• Problem requirements
Omit pictures and quote the listing below line by line, from its start through the line that holds "string; rows: Row[]".

• Records provided
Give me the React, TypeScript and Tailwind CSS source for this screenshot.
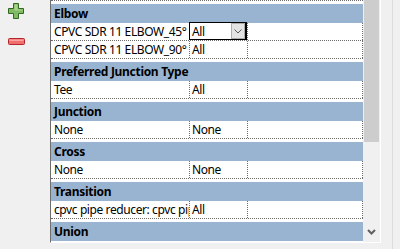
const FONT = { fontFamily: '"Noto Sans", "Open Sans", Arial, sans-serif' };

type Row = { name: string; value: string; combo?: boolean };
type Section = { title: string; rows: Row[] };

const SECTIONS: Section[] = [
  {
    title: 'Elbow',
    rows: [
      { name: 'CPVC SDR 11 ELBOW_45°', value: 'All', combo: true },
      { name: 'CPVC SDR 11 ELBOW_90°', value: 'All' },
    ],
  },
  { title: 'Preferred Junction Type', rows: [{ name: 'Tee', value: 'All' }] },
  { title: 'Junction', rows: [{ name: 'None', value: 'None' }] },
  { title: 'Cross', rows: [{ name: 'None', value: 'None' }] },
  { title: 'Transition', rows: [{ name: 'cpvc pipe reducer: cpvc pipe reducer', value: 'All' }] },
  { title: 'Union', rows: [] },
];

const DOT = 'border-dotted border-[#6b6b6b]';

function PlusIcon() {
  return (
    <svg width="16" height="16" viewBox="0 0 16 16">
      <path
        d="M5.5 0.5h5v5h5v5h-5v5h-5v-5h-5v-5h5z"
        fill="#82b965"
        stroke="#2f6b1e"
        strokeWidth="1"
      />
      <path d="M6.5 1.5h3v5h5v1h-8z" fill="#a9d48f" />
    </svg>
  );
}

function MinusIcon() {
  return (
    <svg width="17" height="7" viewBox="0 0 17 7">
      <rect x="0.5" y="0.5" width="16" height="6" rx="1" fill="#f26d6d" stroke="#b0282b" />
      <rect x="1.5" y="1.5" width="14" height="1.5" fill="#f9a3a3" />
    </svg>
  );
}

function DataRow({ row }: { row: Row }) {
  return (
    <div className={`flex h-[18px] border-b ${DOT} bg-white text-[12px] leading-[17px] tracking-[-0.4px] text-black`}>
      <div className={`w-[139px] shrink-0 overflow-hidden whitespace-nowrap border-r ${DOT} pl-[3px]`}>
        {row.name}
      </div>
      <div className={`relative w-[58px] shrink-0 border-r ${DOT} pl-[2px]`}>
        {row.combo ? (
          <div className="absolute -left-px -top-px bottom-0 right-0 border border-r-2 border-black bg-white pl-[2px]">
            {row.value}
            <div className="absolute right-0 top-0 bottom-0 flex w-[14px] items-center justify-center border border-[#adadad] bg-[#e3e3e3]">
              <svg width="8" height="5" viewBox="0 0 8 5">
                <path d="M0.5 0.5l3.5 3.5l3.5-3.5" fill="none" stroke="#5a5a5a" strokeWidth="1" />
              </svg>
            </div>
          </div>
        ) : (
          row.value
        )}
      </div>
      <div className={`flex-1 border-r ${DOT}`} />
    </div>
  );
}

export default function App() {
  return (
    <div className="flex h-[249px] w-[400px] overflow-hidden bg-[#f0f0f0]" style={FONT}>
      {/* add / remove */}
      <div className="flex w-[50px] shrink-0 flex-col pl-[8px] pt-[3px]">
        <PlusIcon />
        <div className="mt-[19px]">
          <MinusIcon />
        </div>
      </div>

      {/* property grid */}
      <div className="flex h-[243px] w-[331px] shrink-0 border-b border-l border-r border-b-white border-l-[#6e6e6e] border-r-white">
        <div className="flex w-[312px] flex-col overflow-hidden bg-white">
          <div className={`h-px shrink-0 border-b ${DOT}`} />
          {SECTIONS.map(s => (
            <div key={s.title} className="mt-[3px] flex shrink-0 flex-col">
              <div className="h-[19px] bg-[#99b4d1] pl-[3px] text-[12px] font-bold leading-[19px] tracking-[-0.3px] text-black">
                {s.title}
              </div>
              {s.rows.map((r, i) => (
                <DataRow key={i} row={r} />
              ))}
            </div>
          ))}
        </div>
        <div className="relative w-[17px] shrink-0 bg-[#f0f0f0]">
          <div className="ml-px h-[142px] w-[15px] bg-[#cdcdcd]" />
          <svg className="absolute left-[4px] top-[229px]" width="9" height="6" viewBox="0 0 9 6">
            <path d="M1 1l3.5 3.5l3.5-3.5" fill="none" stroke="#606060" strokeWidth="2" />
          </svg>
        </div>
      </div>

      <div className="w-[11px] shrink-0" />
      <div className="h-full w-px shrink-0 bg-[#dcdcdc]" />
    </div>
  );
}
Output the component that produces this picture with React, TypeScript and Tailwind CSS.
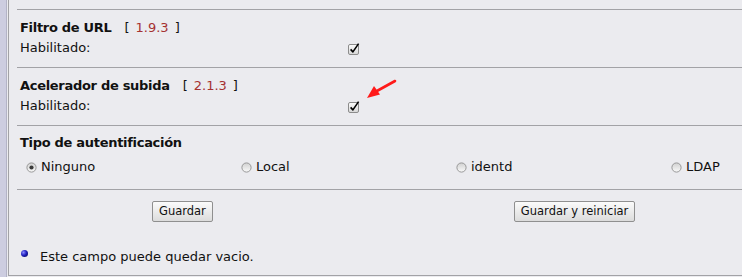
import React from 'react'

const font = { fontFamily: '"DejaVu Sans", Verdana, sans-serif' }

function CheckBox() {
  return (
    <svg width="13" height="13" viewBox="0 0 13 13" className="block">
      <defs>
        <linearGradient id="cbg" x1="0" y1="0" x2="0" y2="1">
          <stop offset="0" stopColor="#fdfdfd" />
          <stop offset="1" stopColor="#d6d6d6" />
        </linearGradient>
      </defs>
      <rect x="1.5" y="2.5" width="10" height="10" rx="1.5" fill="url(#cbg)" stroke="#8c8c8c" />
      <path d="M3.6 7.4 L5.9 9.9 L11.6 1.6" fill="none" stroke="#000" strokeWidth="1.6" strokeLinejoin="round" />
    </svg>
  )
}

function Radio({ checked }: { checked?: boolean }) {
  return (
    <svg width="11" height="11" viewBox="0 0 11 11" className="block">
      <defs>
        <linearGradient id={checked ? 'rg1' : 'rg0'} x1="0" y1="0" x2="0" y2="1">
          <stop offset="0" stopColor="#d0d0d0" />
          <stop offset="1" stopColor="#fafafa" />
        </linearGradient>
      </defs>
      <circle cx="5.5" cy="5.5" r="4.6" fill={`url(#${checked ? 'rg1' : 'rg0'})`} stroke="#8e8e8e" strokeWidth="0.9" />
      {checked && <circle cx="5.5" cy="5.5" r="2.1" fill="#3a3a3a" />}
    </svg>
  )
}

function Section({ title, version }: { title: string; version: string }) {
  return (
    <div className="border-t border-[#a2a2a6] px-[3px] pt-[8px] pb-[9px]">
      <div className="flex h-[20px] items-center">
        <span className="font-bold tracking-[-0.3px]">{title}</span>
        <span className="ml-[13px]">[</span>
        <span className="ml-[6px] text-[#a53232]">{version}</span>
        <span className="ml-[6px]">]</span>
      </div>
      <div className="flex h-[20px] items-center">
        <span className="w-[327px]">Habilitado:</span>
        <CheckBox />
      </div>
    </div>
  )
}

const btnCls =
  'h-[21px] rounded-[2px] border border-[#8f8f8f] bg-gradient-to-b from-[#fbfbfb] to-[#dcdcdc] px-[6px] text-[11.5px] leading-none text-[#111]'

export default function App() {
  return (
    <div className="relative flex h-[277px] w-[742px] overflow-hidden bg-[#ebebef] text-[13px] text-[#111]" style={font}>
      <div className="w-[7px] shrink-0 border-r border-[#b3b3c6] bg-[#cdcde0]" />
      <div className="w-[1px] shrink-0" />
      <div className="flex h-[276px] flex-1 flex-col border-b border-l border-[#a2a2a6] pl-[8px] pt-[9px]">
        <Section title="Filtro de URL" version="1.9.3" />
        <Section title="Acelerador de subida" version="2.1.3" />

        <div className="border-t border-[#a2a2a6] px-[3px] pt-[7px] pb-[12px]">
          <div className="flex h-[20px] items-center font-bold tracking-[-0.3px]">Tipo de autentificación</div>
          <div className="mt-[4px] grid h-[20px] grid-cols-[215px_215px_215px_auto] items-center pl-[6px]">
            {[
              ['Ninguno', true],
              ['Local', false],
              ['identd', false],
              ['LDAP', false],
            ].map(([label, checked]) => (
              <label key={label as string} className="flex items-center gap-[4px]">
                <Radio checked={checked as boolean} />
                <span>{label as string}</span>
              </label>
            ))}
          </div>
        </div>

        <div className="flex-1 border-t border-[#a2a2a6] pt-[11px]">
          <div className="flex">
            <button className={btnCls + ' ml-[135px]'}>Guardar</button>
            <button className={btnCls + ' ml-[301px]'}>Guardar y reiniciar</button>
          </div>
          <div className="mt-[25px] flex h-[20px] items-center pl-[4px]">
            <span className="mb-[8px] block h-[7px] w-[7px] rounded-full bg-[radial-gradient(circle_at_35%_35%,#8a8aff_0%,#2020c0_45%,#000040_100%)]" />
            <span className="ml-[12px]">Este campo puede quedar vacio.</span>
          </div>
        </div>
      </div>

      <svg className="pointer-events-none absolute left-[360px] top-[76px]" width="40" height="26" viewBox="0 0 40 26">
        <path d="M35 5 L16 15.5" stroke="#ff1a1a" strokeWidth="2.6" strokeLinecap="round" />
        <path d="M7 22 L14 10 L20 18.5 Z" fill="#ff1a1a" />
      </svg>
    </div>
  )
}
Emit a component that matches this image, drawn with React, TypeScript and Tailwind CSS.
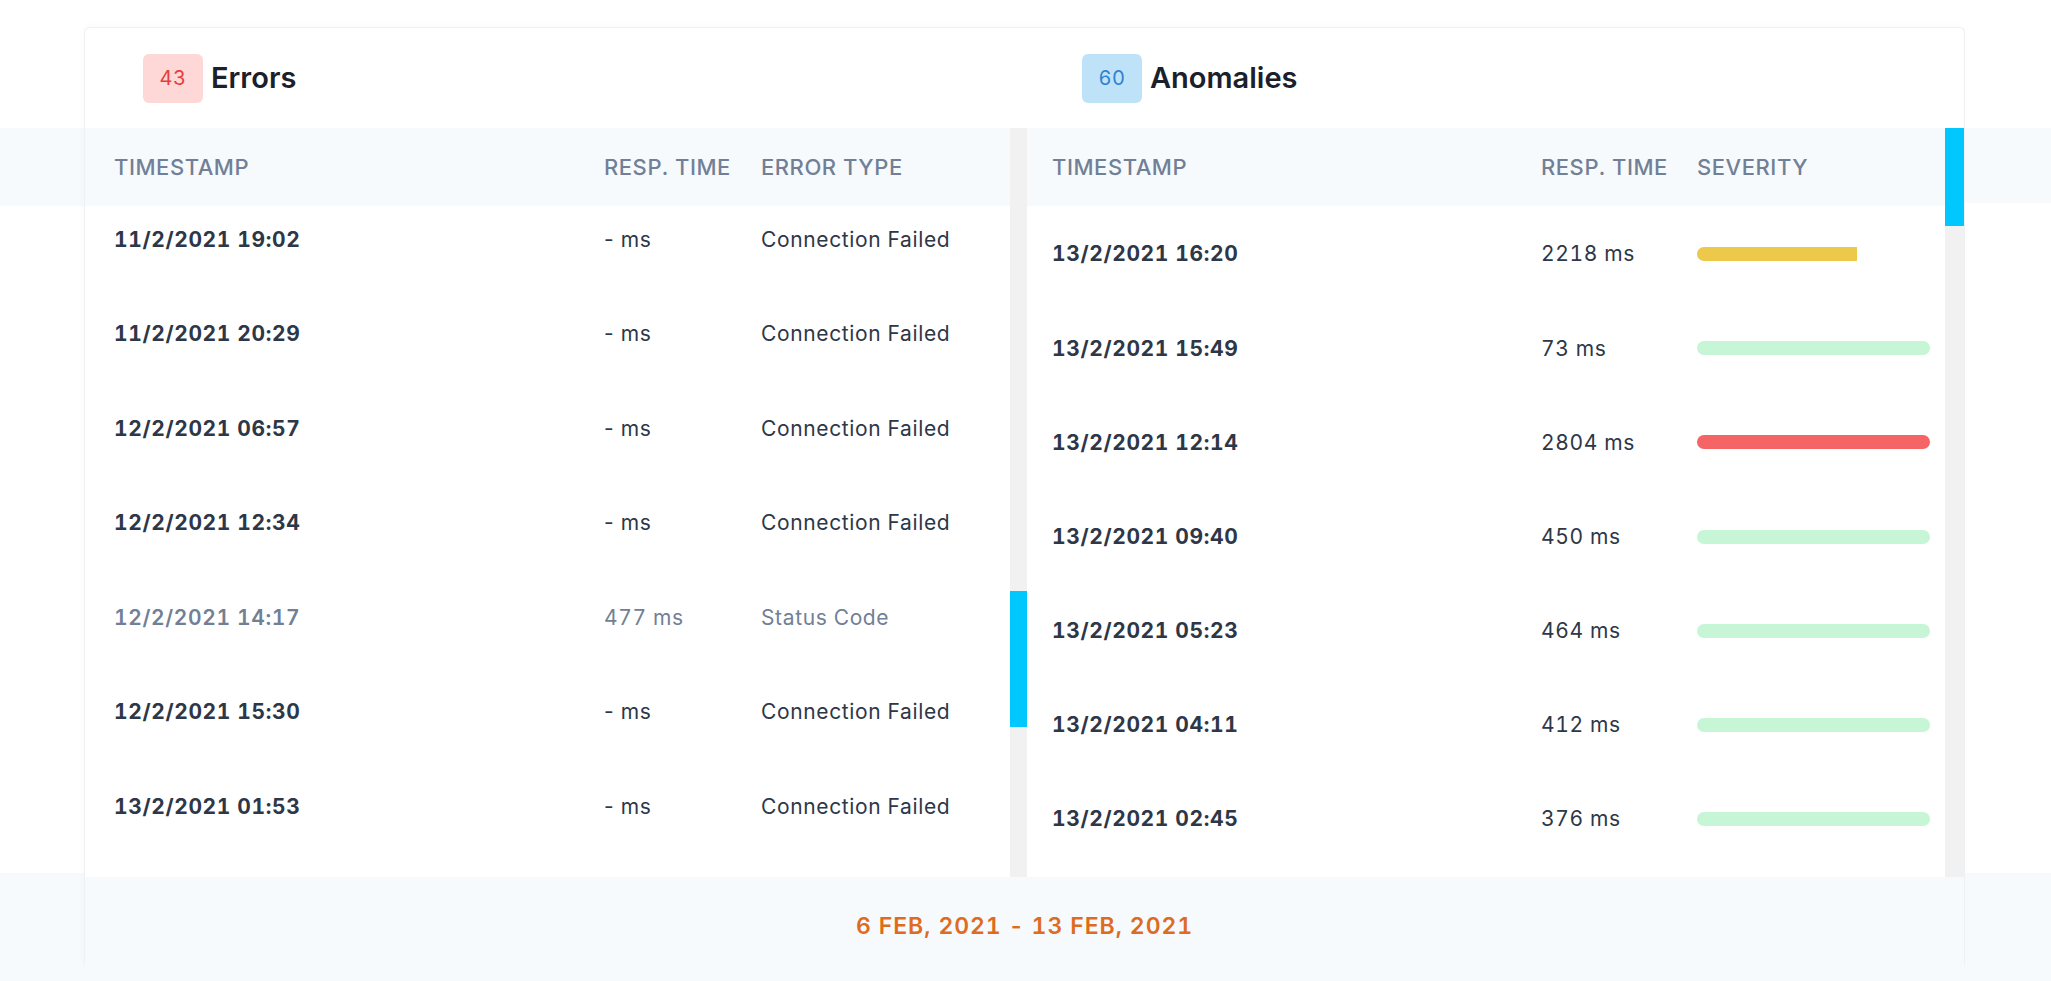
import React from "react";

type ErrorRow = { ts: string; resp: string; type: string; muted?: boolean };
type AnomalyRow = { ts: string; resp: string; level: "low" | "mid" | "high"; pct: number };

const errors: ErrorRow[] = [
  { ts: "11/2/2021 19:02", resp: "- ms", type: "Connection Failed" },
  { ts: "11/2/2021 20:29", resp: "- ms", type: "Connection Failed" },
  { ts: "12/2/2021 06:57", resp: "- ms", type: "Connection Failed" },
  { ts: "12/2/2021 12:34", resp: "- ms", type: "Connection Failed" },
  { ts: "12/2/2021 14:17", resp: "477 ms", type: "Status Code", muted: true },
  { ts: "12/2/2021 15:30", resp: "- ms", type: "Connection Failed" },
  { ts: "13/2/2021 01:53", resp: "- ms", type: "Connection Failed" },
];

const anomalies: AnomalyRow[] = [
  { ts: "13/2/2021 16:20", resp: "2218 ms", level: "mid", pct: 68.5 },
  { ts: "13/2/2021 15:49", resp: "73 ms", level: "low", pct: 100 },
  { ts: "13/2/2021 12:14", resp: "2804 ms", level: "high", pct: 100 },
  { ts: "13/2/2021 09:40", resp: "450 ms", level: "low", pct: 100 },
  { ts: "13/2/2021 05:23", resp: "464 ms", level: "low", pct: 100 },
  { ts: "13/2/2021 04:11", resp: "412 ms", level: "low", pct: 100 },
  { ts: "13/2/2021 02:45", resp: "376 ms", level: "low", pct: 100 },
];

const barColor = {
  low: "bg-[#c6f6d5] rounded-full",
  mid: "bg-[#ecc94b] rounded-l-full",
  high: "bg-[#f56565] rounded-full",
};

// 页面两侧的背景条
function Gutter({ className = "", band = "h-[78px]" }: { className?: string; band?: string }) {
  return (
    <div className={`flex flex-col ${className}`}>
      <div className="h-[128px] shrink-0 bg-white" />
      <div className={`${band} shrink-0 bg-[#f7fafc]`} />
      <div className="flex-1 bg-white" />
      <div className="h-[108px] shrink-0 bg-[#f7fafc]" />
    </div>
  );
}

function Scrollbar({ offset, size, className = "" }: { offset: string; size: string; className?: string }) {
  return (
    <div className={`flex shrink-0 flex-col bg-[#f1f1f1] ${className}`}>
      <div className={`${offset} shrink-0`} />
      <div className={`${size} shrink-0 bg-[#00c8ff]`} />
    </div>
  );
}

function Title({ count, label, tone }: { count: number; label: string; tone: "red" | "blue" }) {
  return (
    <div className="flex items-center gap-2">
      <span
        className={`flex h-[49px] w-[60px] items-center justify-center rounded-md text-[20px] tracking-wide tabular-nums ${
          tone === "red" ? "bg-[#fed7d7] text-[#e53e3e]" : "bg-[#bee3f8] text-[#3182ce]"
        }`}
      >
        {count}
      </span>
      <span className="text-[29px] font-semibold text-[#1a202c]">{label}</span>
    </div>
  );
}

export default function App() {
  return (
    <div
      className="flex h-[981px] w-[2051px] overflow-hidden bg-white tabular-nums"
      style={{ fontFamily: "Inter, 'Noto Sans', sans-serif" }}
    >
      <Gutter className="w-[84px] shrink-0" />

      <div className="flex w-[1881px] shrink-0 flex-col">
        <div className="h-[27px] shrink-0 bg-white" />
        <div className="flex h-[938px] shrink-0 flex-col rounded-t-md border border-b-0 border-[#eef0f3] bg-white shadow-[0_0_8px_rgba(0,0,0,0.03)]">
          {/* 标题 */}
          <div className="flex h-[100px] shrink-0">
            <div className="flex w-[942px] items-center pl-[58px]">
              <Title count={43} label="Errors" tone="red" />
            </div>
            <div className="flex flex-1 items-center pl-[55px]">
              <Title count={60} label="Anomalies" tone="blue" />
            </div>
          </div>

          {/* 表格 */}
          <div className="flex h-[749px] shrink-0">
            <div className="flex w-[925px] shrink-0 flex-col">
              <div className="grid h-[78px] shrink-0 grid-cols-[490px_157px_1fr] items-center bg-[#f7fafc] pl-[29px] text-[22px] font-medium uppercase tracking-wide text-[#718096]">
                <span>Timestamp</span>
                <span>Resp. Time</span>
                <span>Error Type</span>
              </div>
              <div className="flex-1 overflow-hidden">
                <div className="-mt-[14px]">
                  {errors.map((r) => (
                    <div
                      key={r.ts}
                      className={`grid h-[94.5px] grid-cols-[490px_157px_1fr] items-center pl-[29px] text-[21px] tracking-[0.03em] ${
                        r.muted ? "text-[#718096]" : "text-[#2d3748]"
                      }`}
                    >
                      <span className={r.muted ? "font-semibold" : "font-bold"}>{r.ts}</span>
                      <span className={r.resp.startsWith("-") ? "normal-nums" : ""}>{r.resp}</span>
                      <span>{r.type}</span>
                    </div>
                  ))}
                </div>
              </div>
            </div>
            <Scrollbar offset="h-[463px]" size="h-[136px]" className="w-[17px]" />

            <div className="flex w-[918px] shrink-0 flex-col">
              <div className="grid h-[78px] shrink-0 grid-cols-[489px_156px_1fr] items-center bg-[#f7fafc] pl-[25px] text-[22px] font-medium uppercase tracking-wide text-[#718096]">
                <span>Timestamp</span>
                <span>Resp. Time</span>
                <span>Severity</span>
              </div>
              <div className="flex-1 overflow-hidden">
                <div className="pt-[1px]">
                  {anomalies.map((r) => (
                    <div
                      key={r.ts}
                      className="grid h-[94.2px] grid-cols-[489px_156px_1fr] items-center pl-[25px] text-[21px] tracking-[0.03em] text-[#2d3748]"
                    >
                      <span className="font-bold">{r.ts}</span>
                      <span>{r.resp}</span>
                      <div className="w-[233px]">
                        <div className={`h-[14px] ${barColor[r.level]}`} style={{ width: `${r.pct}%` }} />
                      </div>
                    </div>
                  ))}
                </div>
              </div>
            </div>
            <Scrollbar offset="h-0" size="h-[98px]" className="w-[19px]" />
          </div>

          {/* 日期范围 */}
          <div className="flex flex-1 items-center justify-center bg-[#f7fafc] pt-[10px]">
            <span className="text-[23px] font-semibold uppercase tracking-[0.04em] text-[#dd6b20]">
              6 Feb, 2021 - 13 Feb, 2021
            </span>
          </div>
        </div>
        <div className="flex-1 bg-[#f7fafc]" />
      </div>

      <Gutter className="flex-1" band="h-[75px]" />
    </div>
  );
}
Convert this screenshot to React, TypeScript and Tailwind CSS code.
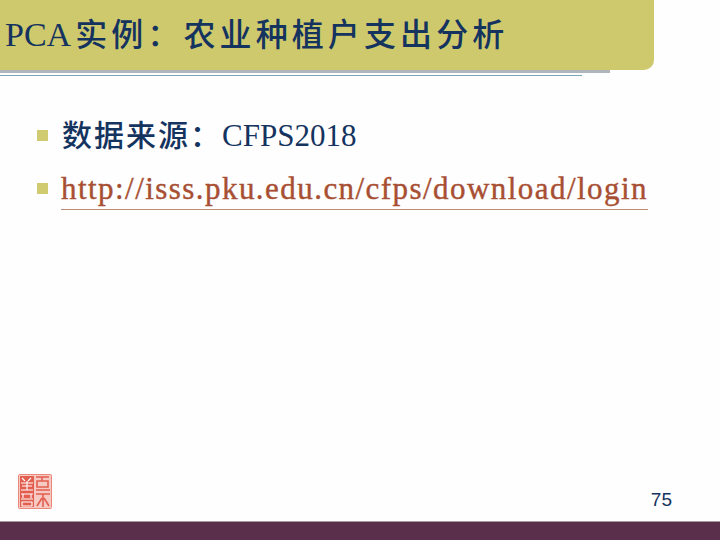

• Solution for this problem
Give me the React, TypeScript and Tailwind CSS source for this screenshot.
const FONT = { fontFamily: '"Noto Sans", "Open Sans", Arial, sans-serif' };

type Row = { name: string; value: string; combo?: boolean };
type Section = { title: string; rows: Row[] };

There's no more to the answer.